Legal scholar in midst of check probe

BY JAY WEAVER

[email protected]

When the Nigerian government e-mailed University of Miami law professor Enrique Fernandez-Barros for help, he said he felt flattered.

''They wanted me to review some infrastructure contracts based on my international reputation,'' said Fernandez-Barros, an expert on foreign law.

He said a purported Nigerian official promised in late 2003 to pay him for legal services if he would help the government and a well-connected Nigerian businessman recoup $1.68 million from a U.S. truck-leasing company. His incentive: $200,000 in fees for this and other work.

Fernandez-Barros, who holds three doctoral degrees, said he received the whopping check from Penske Truck Leasing, deposited it in his credit-union account and later had the money wired to Nigeria -- a sequence of extraordinary events that landed him in the middle of a U.S. Secret Service investigation and a federal lawsuit over the vanished funds.
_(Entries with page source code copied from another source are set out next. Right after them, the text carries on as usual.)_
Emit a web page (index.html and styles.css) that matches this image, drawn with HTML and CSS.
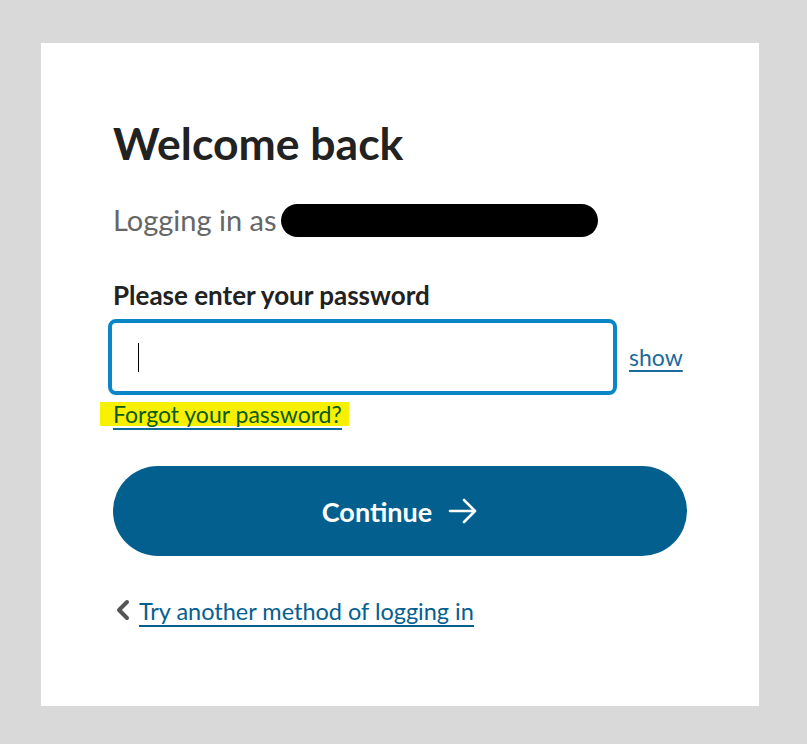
FILE: index.html
```html
<!DOCTYPE html>
<html lang="en">
<head>
<meta charset="utf-8">
<title>Welcome back</title>
<link rel="stylesheet" href="styles.css">
</head>
<body>
<main class="card">
  <h1 class="title">Welcome back</h1>
  <p class="logging">Logging in as <span class="redact"></span></p>
  <label class="label" for="pw">Please enter your password</label>
  <div class="field-row">
    <div class="input"><span class="caret"></span></div>
    <a class="show" href="#">show</a>
  </div>
  <a class="forgot" href="#"><span>Forgot your password?</span></a>
  <button class="continue" type="button">Continue
    <svg class="arrow" width="30" height="26" viewBox="0 0 30 26" fill="none" stroke="#fff" stroke-width="2.6" stroke-linecap="round" stroke-linejoin="round"><path d="M2 13h25M16 2l11 11-11 11"/></svg>
  </button>
  <div class="back">
    <svg class="chev" width="15" height="22" viewBox="0 0 15 22" fill="none" stroke="#555" stroke-width="4" stroke-linecap="round" stroke-linejoin="round"><path d="M12 3L4 11l8 8"/></svg>
    <a class="back-link" href="#">Try another method of logging in</a>
  </div>
</main>
</body>
</html>
```
FILE: styles.css
```css
html, body { margin: 0; padding: 0; }
body {
  background: #d9d9d9;
  width: 807px;
  height: 744px;
  font-family: "Lato", "Liberation Sans", sans-serif;
  overflow: hidden;
}
.card {
  box-sizing: border-box;
  margin: 43px 0 0 41px;
  width: 718px;
  height: 663px;
  background: #fff;
  padding: 78px 72px 0 72px;
  display: flex;
  flex-direction: column;
  align-items: flex-start;
}
.title {
  margin: 0;
  font-size: 44.5px;
  line-height: 44px;
  font-weight: 700;
  color: #222;
}
.logging {
  margin: 38px 0 0 0;
  font-size: 29px;
  line-height: 34px;
  color: #666;
  display: flex;
  align-items: center;
}
.redact {
  display: inline-block;
  width: 317px;
  height: 33px;
  border-radius: 17px;
  background: #000;
  margin-left: 4px;
}
.label {
  margin-top: 43px;
  font-size: 26px;
  line-height: 30px;
  font-weight: 700;
  color: #222;
}
.field-row {
  margin-top: 9px;
  margin-left: -5px;
  display: flex;
  align-items: center;
  gap: 12px;
}
.input {
  box-sizing: border-box;
  width: 509px;
  height: 76px;
  border: 4px solid #0a86c8;
  border-radius: 8px;
  display: flex;
  align-items: center;
  padding-left: 26px;
}
.caret {
  width: 1px;
  height: 29px;
  background: #000;
}
.show {
  font-size: 23px;
  color: #1b6a9b;
  text-decoration: underline;
  text-underline-offset: 4px;
}
.forgot {
  margin-top: 7px;
  margin-left: -13px;
  background: #f7f000;
  padding: 0 7px 0 13px;
  font-size: 23px;
  line-height: 24px;
  color: #0b5a1e;
  text-decoration: none;
}
.forgot span {
  border-bottom: 2px solid #0a6a96;
}
.continue {
  margin-top: 40px;
  width: 574px;
  height: 90px;
  border: 0;
  border-radius: 45px;
  background: #03608e;
  color: #fff;
  font-family: inherit;
  font-size: 27px;
  font-weight: 700;
  display: flex;
  align-items: center;
  justify-content: center;
  gap: 16px;
  padding: 0;
}
.back {
  margin-top: 41px;
  margin-left: 2px;
  display: flex;
  align-items: center;
  gap: 9px;
}
.chev {
  margin-bottom: 4px;
}
.back-link {
  font-size: 23.5px;
  line-height: 28px;
  color: #05608f;
  text-decoration: none;
  border-bottom: 2px solid #05608f;
}
```
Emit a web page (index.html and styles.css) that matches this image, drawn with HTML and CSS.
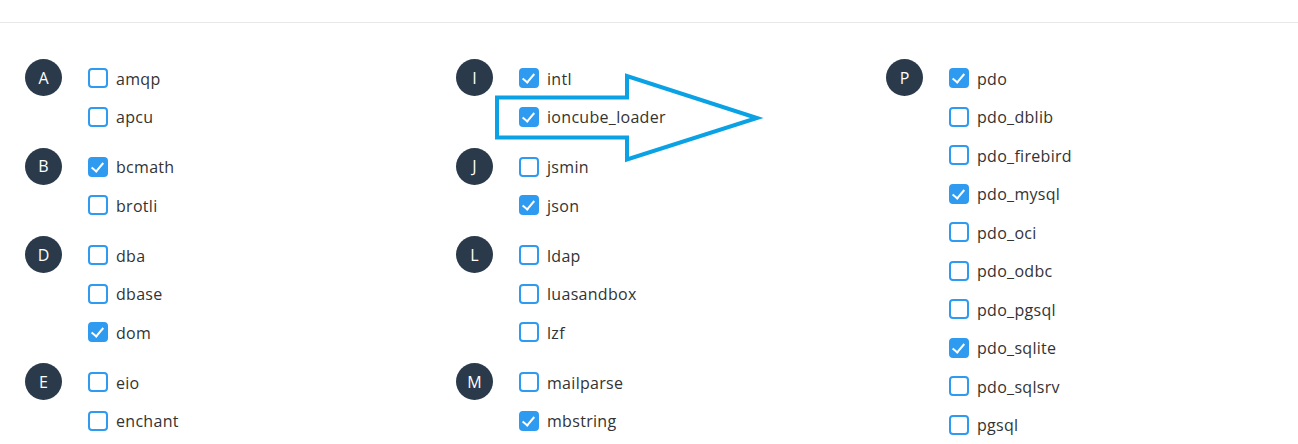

In the civil suit filed a week ago in Miami, Penske claims that Fernandez-Barros helped rip off the company -- although the 73-year-old legal scholar says he believed that the Nigerian transactions were legitimate and he never received a penny.

''I'm 100 percent innocent; I've been used,'' said Fernandez-Barros, an adjunct professor who is scheduled to teach two classes in the upcoming spring semester.

He initially agreed to show The Herald some documents, such as the Nigerian e-mails, that he has shared with federal investigators, but his attorney, Mayra Trinchet, would not let him do so on Wednesday.

A MYSTERY

According to the suit, the Pennsylvania-based leasing company mailed a $1.68 million check to truck manufacturer Freightliner's Atlanta bank in December 2003 to pay for a new fleet of tractor-trailers. The check, however, never made it into Freightliner's account. How that happened is still a mystery.

Penske alleges that Fernandez-Barros somehow obtained the ''stolen'' and ''altered'' check. The suit, assigned to Senior U.S. District Judge James Lawrence King, does not say who sent Fernandez-Barros the check, which included the same check number, date and signature as the original one, but also several noticeable differences.

BANK AND CREDIT UNION

But the truck-leasing company, headed by auto-racing team owner Roger Penske, is not suing the professor. To recover its lost money, Penske is going after its own bank, Fleet National, which approved the professor's transaction, and the University Credit Union, an independent provider of banking services for UM employees and students.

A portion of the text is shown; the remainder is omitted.